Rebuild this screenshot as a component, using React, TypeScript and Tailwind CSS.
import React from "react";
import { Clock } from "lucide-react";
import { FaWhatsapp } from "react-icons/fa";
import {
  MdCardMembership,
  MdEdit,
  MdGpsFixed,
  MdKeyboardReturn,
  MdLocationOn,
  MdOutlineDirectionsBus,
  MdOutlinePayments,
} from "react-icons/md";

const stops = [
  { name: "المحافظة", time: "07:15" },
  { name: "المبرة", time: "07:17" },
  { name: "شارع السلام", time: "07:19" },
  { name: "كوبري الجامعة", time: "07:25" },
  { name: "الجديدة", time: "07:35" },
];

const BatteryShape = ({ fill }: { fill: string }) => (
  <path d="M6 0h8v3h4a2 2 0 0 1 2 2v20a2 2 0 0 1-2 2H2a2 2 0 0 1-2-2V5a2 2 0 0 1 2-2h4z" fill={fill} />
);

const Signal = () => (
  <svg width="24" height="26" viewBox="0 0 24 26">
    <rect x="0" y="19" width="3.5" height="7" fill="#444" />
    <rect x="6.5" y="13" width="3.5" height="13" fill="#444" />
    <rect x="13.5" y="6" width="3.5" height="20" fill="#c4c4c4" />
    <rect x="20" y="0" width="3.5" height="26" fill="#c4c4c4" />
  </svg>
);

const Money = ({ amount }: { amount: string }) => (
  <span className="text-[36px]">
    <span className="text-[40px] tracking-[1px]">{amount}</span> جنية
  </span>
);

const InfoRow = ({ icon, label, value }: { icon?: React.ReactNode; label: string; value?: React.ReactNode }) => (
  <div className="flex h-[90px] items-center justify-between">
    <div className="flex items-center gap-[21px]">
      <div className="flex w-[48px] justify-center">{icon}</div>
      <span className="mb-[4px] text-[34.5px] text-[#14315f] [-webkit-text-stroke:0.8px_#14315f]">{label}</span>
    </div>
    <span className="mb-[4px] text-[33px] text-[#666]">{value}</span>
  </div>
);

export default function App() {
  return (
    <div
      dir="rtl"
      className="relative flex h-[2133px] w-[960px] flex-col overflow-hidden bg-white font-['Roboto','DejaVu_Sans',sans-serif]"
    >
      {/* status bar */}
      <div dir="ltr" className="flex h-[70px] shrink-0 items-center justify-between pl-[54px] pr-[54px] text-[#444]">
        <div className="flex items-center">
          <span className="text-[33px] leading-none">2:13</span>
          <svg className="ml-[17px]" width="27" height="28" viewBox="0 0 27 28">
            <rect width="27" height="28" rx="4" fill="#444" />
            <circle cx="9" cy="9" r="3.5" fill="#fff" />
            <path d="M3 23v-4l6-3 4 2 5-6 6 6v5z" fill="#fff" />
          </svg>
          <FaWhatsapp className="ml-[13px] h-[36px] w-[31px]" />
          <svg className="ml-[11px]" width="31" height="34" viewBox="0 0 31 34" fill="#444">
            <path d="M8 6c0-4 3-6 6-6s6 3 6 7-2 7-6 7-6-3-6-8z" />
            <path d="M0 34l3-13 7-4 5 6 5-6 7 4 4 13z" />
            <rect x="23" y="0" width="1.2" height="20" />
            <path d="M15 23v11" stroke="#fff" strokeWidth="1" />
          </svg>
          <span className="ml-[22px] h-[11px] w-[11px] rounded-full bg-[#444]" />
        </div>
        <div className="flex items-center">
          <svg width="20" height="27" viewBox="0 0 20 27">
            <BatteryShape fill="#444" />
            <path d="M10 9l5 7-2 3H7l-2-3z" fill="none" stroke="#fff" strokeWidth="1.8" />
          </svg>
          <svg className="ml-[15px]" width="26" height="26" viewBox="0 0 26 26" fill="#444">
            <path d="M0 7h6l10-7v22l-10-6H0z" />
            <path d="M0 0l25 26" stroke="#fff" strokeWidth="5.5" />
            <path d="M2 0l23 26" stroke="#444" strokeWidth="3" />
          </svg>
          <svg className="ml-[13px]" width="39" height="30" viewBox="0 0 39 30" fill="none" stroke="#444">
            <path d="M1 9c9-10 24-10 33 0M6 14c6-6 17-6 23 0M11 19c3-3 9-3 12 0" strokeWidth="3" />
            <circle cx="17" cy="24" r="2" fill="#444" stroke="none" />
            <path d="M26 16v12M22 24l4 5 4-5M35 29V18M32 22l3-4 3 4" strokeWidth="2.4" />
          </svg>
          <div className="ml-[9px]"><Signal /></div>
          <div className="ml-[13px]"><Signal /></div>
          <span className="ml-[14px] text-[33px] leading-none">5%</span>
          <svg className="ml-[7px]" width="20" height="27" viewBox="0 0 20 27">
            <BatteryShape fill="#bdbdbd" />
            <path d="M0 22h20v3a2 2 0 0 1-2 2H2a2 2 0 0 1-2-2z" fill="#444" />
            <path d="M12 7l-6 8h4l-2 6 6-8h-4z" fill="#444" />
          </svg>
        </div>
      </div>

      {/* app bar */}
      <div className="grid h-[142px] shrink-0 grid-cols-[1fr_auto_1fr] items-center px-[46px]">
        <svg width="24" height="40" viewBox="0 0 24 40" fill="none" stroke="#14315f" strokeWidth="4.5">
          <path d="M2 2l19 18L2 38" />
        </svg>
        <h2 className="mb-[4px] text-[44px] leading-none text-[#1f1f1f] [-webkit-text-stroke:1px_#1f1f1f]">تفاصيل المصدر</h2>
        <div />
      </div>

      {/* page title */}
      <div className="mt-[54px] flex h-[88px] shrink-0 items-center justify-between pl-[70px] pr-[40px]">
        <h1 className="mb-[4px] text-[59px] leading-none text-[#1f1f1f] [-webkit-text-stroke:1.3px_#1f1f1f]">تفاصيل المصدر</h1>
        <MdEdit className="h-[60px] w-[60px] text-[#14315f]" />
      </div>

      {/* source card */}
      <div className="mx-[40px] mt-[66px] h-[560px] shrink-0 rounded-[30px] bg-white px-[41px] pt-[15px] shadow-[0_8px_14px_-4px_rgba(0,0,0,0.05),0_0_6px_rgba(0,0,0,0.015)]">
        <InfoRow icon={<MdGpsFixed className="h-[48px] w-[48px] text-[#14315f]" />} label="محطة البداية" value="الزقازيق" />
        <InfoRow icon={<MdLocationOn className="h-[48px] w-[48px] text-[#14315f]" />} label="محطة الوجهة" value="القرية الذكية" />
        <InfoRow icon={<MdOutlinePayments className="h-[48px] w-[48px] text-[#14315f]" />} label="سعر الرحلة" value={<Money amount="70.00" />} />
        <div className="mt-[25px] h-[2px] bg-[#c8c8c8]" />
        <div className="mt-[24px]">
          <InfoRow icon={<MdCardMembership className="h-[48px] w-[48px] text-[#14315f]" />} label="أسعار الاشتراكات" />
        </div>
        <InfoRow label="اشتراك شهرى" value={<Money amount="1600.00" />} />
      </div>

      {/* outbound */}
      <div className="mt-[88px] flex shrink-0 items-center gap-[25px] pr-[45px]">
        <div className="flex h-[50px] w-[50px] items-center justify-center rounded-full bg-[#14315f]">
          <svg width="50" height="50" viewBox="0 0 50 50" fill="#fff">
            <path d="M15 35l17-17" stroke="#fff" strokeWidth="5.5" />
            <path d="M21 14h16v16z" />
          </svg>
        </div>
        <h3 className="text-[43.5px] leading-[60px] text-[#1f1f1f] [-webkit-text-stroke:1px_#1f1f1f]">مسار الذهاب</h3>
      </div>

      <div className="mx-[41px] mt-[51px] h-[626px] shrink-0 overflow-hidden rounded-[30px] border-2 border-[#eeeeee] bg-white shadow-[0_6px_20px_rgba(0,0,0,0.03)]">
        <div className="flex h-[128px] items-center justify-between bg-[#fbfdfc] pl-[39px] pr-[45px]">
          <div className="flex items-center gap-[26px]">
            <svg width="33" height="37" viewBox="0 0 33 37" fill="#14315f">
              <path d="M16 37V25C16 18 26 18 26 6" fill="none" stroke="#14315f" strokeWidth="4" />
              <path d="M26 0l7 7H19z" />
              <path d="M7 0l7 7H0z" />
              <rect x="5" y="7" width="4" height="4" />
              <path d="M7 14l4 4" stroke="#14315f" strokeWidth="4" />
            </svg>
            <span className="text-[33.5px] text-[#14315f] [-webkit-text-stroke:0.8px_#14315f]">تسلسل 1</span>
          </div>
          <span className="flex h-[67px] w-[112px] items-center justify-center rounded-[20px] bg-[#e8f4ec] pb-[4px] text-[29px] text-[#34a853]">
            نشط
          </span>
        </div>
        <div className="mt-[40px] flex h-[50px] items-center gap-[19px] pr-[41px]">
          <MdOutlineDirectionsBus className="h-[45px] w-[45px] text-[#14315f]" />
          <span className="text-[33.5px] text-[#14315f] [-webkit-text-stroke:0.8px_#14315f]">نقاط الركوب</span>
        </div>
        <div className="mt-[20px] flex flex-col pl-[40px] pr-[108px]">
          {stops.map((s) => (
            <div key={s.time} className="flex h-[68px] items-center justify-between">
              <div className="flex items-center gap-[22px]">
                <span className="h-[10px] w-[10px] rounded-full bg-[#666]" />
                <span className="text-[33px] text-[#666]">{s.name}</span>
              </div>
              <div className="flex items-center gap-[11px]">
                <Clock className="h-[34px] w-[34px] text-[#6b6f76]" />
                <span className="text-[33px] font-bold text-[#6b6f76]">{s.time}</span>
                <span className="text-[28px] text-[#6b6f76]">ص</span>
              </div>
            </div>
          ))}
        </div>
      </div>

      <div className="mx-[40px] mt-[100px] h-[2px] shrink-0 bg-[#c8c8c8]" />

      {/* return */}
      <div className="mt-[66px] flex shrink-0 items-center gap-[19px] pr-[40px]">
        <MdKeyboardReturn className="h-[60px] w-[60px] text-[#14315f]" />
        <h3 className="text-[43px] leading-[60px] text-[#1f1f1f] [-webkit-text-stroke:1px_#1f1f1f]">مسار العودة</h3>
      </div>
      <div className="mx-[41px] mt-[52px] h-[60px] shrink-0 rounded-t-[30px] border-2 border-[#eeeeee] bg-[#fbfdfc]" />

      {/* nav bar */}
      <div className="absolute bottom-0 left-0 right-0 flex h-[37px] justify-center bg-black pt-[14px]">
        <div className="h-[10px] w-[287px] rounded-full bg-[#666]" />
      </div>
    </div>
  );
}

○ ○ ○ ○

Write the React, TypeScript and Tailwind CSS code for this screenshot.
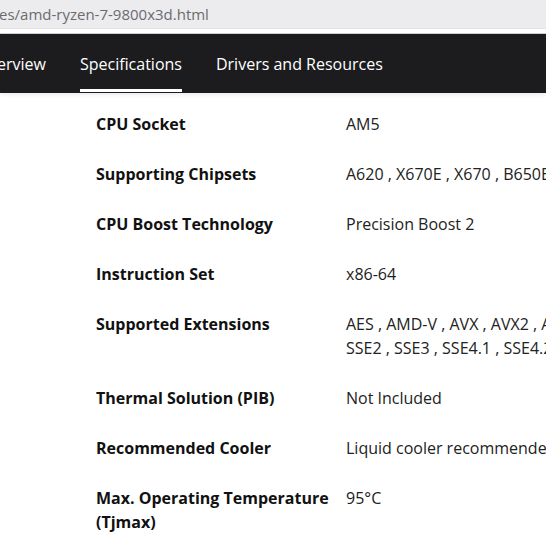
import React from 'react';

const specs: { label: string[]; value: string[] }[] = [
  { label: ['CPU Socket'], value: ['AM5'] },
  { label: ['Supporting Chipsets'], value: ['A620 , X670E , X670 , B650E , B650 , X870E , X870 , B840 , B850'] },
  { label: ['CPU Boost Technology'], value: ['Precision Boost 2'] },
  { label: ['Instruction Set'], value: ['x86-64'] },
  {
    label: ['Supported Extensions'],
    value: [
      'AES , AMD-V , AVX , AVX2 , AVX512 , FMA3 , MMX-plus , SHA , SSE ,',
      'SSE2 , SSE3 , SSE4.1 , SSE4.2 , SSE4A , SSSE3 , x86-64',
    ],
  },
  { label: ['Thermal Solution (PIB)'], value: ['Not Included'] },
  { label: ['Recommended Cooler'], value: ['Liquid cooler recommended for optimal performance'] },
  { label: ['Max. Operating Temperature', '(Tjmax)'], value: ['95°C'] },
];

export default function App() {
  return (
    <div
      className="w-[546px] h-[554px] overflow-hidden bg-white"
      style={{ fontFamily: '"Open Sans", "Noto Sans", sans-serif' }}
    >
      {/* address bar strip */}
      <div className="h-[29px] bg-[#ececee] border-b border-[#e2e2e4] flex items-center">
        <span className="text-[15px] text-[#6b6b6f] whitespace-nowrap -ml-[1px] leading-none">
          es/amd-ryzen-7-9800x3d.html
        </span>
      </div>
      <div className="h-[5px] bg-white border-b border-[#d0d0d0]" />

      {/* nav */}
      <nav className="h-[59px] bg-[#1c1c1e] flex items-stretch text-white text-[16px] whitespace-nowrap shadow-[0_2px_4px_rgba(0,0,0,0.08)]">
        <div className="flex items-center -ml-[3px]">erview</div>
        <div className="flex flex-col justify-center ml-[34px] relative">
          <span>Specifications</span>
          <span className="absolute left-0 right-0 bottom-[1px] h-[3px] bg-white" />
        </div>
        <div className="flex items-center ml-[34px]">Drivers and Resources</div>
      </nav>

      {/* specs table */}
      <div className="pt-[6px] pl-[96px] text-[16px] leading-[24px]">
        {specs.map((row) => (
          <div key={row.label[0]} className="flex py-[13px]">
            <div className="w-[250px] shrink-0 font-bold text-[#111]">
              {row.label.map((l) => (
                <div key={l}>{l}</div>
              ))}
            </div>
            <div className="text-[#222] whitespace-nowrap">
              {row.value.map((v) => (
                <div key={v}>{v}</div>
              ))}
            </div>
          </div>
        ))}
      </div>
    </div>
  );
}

○ ○ ○ ○

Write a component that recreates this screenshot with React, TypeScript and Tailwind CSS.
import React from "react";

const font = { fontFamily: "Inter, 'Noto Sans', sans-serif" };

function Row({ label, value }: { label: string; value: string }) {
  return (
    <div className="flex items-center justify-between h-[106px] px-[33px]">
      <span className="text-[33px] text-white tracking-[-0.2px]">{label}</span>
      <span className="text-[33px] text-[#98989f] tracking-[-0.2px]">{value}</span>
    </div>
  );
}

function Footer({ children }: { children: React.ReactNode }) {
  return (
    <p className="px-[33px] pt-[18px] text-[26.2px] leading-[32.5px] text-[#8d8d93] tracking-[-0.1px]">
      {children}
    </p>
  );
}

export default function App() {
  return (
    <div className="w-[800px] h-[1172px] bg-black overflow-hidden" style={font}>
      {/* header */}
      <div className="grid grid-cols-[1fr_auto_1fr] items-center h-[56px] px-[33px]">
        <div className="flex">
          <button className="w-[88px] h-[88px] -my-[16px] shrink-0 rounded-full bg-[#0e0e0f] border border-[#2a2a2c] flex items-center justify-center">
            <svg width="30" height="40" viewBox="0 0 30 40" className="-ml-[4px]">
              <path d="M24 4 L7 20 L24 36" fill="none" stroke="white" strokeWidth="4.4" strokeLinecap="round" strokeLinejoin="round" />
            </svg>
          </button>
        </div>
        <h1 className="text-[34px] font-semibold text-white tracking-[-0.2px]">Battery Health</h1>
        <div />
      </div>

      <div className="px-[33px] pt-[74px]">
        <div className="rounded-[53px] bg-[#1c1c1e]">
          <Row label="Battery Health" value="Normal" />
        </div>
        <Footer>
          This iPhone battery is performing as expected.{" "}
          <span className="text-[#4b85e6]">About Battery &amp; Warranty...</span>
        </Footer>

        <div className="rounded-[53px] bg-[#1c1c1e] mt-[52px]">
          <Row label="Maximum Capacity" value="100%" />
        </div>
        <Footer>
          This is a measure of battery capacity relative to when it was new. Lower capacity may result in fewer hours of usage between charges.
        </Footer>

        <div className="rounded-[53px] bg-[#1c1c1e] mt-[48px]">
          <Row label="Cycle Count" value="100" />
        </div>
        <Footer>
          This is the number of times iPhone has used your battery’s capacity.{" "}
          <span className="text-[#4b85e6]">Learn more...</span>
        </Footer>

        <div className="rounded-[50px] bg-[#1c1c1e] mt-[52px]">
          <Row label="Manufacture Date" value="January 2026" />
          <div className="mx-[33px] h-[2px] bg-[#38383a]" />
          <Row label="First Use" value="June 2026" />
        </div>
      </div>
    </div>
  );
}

○ ○ ○ ○

_Exercise aim_.
Write down exactly what the lines above say, from the line holding "Write the React, TypeScript" through the line holding "import React from 'react';", and nothing more. Do not copy the pictures.

_Correct answer_.
Write the React, TypeScript and Tailwind CSS code for this screenshot.
import React from 'react';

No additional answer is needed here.